En juillet, Colette se rend à Venise. Même avec les fenêtres fermées, l’odeur estivale des canaux pénètre dans les maisons et coupe l’appétit. La ville, sous un ciel sombre et lugubre et sans touristes à cause de la guerre, semble fournir un effort de mimétisme pour se confondre avec l’eau. Les sacs de sable, sous lesquels la ville se cache, contribuent à rendre le décor irréel. Toutes les statues et les chefs-d’œuvre de la place Saint-Marc sont enveloppés et les chevaux de Lysippe sont emmurés.  «Venise  qui se cache sous le sable comme le poisson plat quand passent les mouettes». .. De jour, on entend les voix des femmes et des enfants ainsi que le tintement des services et des verres. De nuit, le silence et l’obscurité sont absolus et on se croirait dans une tombe. Il faut avancer à tâtons et il faut compter les colonnes pour s’orienter, tout en essayant de ne pas foncer dans les ombres noirâtres qui marchent dans l’obscurité.  Le sentiment d’irréalité est complet. « Peut-être que je rêve – écrit-elle – peut-être qu’il n’existe rien à part le parfum de mon sorbet à la vanille.»
 
En septembre 1916, la revue La Vie parisienne l’envoie à Cernobbio, au bord du lac de Côme. Elle passe une seconde lune de miel au somptueux Grand Hôtel Villa D’Este avec son mari qui est venu la rejoindre. «Comme nous sommes bien à cet endroit ! Sidi, la sauge en fleurs, les convolvulus, l’eau qui ruisselle sur les escaliers, les figues mûres… je suis toute étourdie. » Elle écrit un passage patriotique en s’inspirant d’un défilé de mode parisien qui se déroule dans le hall d’entrée de l’hôtel, envahit de vêtements en tulle et de manteaux en peau de lapin, travestis en fourrure de renard couleur argent.  Entre les déjeuners, les dîners, le thé de cinq heures, les hôtes fortunés essaient de faire passer le temps. Mais Colette trouve le moyen d’interpréter les préoccupations de ces femmes oisives, qui, en apparence, ne ressentent aucun sentiment de culpabilité avec la guerre. « Il suffit de les observer attentivement – écrit-elle – pour connaître leur pensée profonde, la seule qui frappe toutes les femmes en temps de guerre : attendre.»  
 
Les époux Jouvenel retournent brièvement à Paris à la fin du mois d’octobre, juste à temps pour voir s’écrouler un coin de leur chalet suisse. Ce n’était pas une illusion d’optique, comme a pensé Colette en voyant la pluie passer à travers la salle de bain, le toit s’était bien écroulé. En novembre, ils déménagent au Boulevard Suchet numéro 69, à Auteuil, à deux pas du Bois de Boulogne. En décembre il se rendent de nouveau à Rome pour la conférence sur l’Entente à laquelle lui doit assister. Aristide Briand, premier ministre français, rencontre David Lloyd George, premier ministre britannique, pour trouver un accord avec lui avant l’arrivée des Américains. En hiver, Rome est d’une beauté incroyable, mais vivre dans un pays dont on ne parle pas la langue n’est pas si plaisant. La nourriture est rationnée, pas plus de quinze grammes de sucre, une noix de beurre et quelques tranches de pain par jour…
 
Alors elle va à l’ambassade d’Angleterre pour réciter ses Dialogues de bêtes et là elle peut avoir tout le beurre qu’elle veut, un beurre très frais, fait maison ! Seulement la salade italienne, composée de lard, de tomates, d’anchois, de mozzarella et d’olives ne lui plaît pas. « C’est un exemple à ne pas suivre à cause de l’abondance excessive de différentes saveurs qui ne se marient pas entre elles, au contraire, elles se heurtent » écrit-elle.
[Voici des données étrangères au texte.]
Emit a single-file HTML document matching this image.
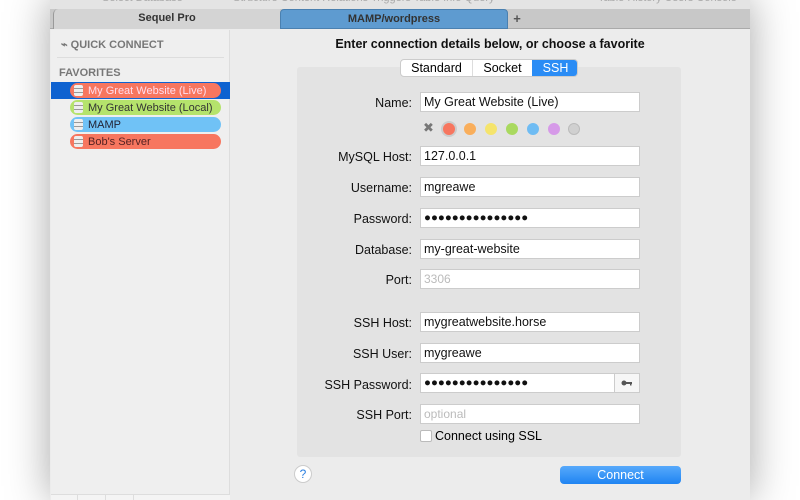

Cependant, sa vie à Rome n’est, dans son ensemble, pas si différente de celle du Boulevard Suchet. Au lieu de promener son chien au Bois de Boulogne elle le porte dans les jardins de la Villa Borghese et l’après-midi elle trouve refuge au Palatin, où elle cueille des bouquets de fleurs. Son mari repart, elle reste encore un peu de temps pour s’occuper du cinéma. Ils sont en train de tourner un film tiré de son livre La Vagabonde et la star est son amie Musidora, que le réalisateur trouve « trop italienne », il aurait préféré une blonde.


 
Le soleil tape et la chaleur dans les studios est étouffante. À midi, les bruits et parfums de la cuisine – des spaghettis avec une sauce à la viande - arrivent de la loge du gardien. Mais tant que le soleil est haut, il faut continuer à travailler. Elle reste sur le set pour expliquer aux lecteurs comment un film est réalisé.
 
Elle rentre à Paris à la fin de l’hiver. Elle envoie une copie de son journal intime italien à Marcel Proust. Il lui répond en disant avoir trouvé la description de Rome excellente. Il dit que quelques pages lui rappellent l’élégante prose de Bossuet du XVIIIème siècle.